>> start Data segment
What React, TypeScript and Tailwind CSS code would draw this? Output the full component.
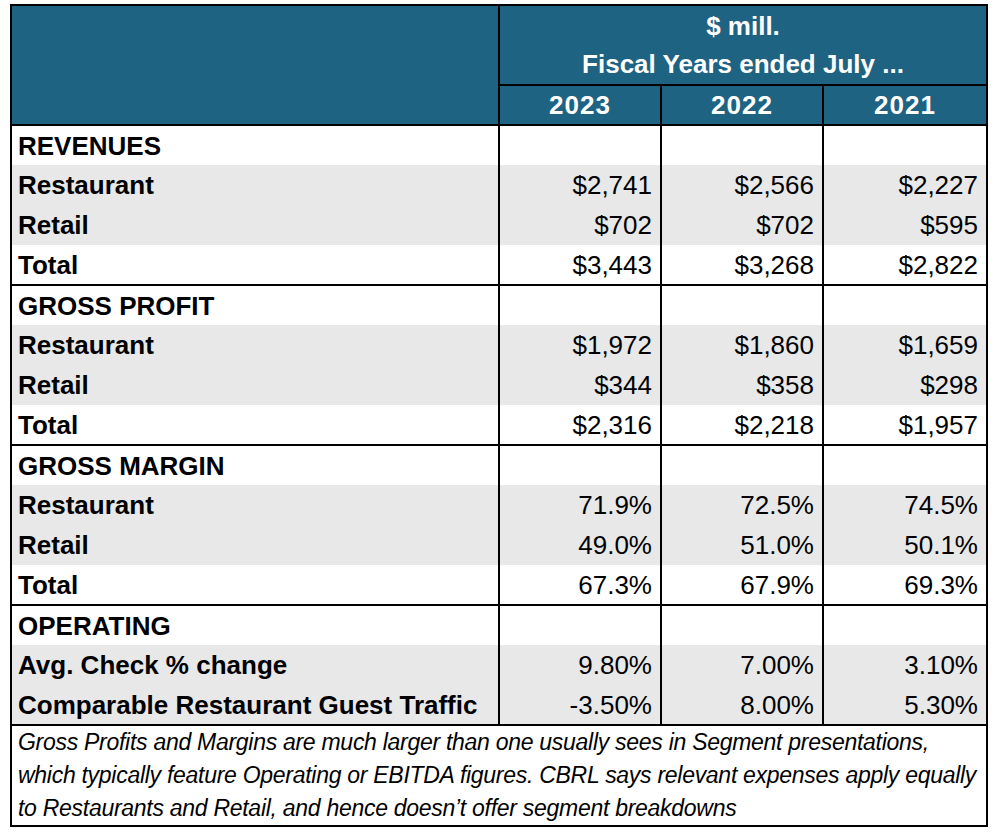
const sections = [
  {
    title: "REVENUES",
    rows: [
      { label: "Restaurant", vals: ["$2,741", "$2,566", "$2,227"] },
      { label: "Retail", vals: ["$702", "$702", "$595"] },
      { label: "Total", vals: ["$3,443", "$3,268", "$2,822"], total: true },
    ],
  },
  {
    title: "GROSS PROFIT",
    rows: [
      { label: "Restaurant", vals: ["$1,972", "$1,860", "$1,659"] },
      { label: "Retail", vals: ["$344", "$358", "$298"] },
      { label: "Total", vals: ["$2,316", "$2,218", "$1,957"], total: true },
    ],
  },
  {
    title: "GROSS MARGIN",
    rows: [
      { label: "Restaurant", vals: ["71.9%", "72.5%", "74.5%"] },
      { label: "Retail", vals: ["49.0%", "51.0%", "50.1%"] },
      { label: "Total", vals: ["67.3%", "67.9%", "69.3%"], total: true },
    ],
  },
  {
    title: "OPERATING",
    rows: [
      { label: "Avg. Check % change", vals: ["9.80%", "7.00%", "3.10%"] },
      { label: "Comparable Restaurant Guest Traffic", vals: ["-3.50%", "8.00%", "5.30%"] },
    ],
  },
];

export default function App() {
  return (
    <div className="w-[996px] h-[838px] bg-white pt-[4px] pl-[10px] font-['Liberation_Sans',Arial,sans-serif] text-black">
      <table className="border-collapse border-2 border-black table-fixed w-[976px]">
        <colgroup>
          <col className="w-[488px]" />
          <col className="w-[162px]" />
          <col className="w-[162px]" />
          <col className="w-[164px]" />
        </colgroup>
        <thead className="bg-[#1f6382] text-white font-bold text-[26px]">
          <tr>
            <th rowSpan={2} className="border-2 border-black" />
            <th colSpan={3} className="border-2 border-black h-[80px] leading-[38px] font-bold">
              <div>$ mill.</div>
              <div>Fiscal Years ended July ...</div>
            </th>
          </tr>
          <tr>
            {["2023", "2022", "2021"].map((y) => (
              <th key={y} className="border-2 border-black h-[40px] leading-[30px] font-bold tracking-[1px]">
                {y}
              </th>
            ))}
          </tr>
        </thead>
        {sections.map((s) => (
          <tbody key={s.title} className="border-2 border-black text-[26px] leading-[30px]">
            <tr className="h-[40px]">
              <td className="border-x-2 border-black pl-[6px] font-bold">{s.title}</td>
              <td className="border-x-2 border-black" />
              <td className="border-x-2 border-black" />
              <td className="border-x-2 border-black" />
            </tr>
            {s.rows.map((r) => (
              <tr key={r.label} className={r.total ? "h-[40px] bg-white" : "h-[40px] bg-[#e8e8e8]"}>
                <td className="border-x-2 border-black pl-[6px] font-bold whitespace-nowrap">{r.label}</td>
                {r.vals.map((v, i) => (
                  <td key={i} className="border-x-2 border-black pr-[8px] text-right">
                    {v}
                  </td>
                ))}
              </tr>
            ))}
          </tbody>
        ))}
        <tfoot>
          <tr>
            <td
              colSpan={4}
              className="border-2 border-black pl-[6px] italic text-[23px] tracking-[-0.28px] leading-[33px] whitespace-nowrap overflow-hidden"
            >
              <div>Gross Profits and Margins are much larger than one usually sees in Segment presentations,</div>
              <div>which typically feature Operating or EBITDA figures. CBRL says relevant expenses apply equally</div>
              <div>to Restaurants and Retail, and hence doesn’t offer segment breakdowns</div>
            </td>
          </tr>
        </tfoot>
      </table>
    </div>
  );
}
>> end Data segment
Reproduce each line exactly as it appears, omitting the pictures.

## Worked solution
What React, TypeScript and Tailwind CSS code would draw this? Output the full component.
const sections = [
  {
    title: "REVENUES",
    rows: [
      { label: "Restaurant", vals: ["$2,741", "$2,566", "$2,227"] },
      { label: "Retail", vals: ["$702", "$702", "$595"] },
      { label: "Total", vals: ["$3,443", "$3,268", "$2,822"], total: true },
    ],
  },
  {
    title: "GROSS PROFIT",
    rows: [
      { label: "Restaurant", vals: ["$1,972", "$1,860", "$1,659"] },
      { label: "Retail", vals: ["$344", "$358", "$298"] },
      { label: "Total", vals: ["$2,316", "$2,218", "$1,957"], total: true },
    ],
  },
  {
    title: "GROSS MARGIN",
    rows: [
      { label: "Restaurant", vals: ["71.9%", "72.5%", "74.5%"] },
      { label: "Retail", vals: ["49.0%", "51.0%", "50.1%"] },
      { label: "Total", vals: ["67.3%", "67.9%", "69.3%"], total: true },
    ],
  },
  {
    title: "OPERATING",
    rows: [
      { label: "Avg. Check % change", vals: ["9.80%", "7.00%", "3.10%"] },
      { label: "Comparable Restaurant Guest Traffic", vals: ["-3.50%", "8.00%", "5.30%"] },
    ],
  },
];

export default function App() {
  return (
    <div className="w-[996px] h-[838px] bg-white pt-[4px] pl-[10px] font-['Liberation_Sans',Arial,sans-serif] text-black">
      <table className="border-collapse border-2 border-black table-fixed w-[976px]">
        <colgroup>
          <col className="w-[488px]" />
          <col className="w-[162px]" />
          <col className="w-[162px]" />
          <col className="w-[164px]" />
        </colgroup>
        <thead className="bg-[#1f6382] text-white font-bold text-[26px]">
          <tr>
            <th rowSpan={2} className="border-2 border-black" />
            <th colSpan={3} className="border-2 border-black h-[80px] leading-[38px] font-bold">
              <div>$ mill.</div>
              <div>Fiscal Years ended July ...</div>
            </th>
          </tr>
          <tr>
            {["2023", "2022", "2021"].map((y) => (
              <th key={y} className="border-2 border-black h-[40px] leading-[30px] font-bold tracking-[1px]">
                {y}
              </th>
            ))}
          </tr>
        </thead>
        {sections.map((s) => (
          <tbody key={s.title} className="border-2 border-black text-[26px] leading-[30px]">
            <tr className="h-[40px]">
              <td className="border-x-2 border-black pl-[6px] font-bold">{s.title}</td>
              <td className="border-x-2 border-black" />
              <td className="border-x-2 border-black" />
              <td className="border-x-2 border-black" />
            </tr>
            {s.rows.map((r) => (
              <tr key={r.label} className={r.total ? "h-[40px] bg-white" : "h-[40px] bg-[#e8e8e8]"}>
                <td className="border-x-2 border-black pl-[6px] font-bold whitespace-nowrap">{r.label}</td>
                {r.vals.map((v, i) => (
                  <td key={i} className="border-x-2 border-black pr-[8px] text-right">
                    {v}
                  </td>
                ))}
              </tr>
            ))}
          </tbody>
        ))}
        <tfoot>
          <tr>
            <td
              colSpan={4}
              className="border-2 border-black pl-[6px] italic text-[23px] tracking-[-0.28px] leading-[33px] whitespace-nowrap overflow-hidden"
            >
              <div>Gross Profits and Margins are much larger than one usually sees in Segment presentations,</div>
              <div>which typically feature Operating or EBITDA figures. CBRL says relevant expenses apply equally</div>
              <div>to Restaurants and Retail, and hence doesn’t offer segment breakdowns</div>
            </td>
          </tr>
        </tfoot>
      </table>
    </div>
  );
}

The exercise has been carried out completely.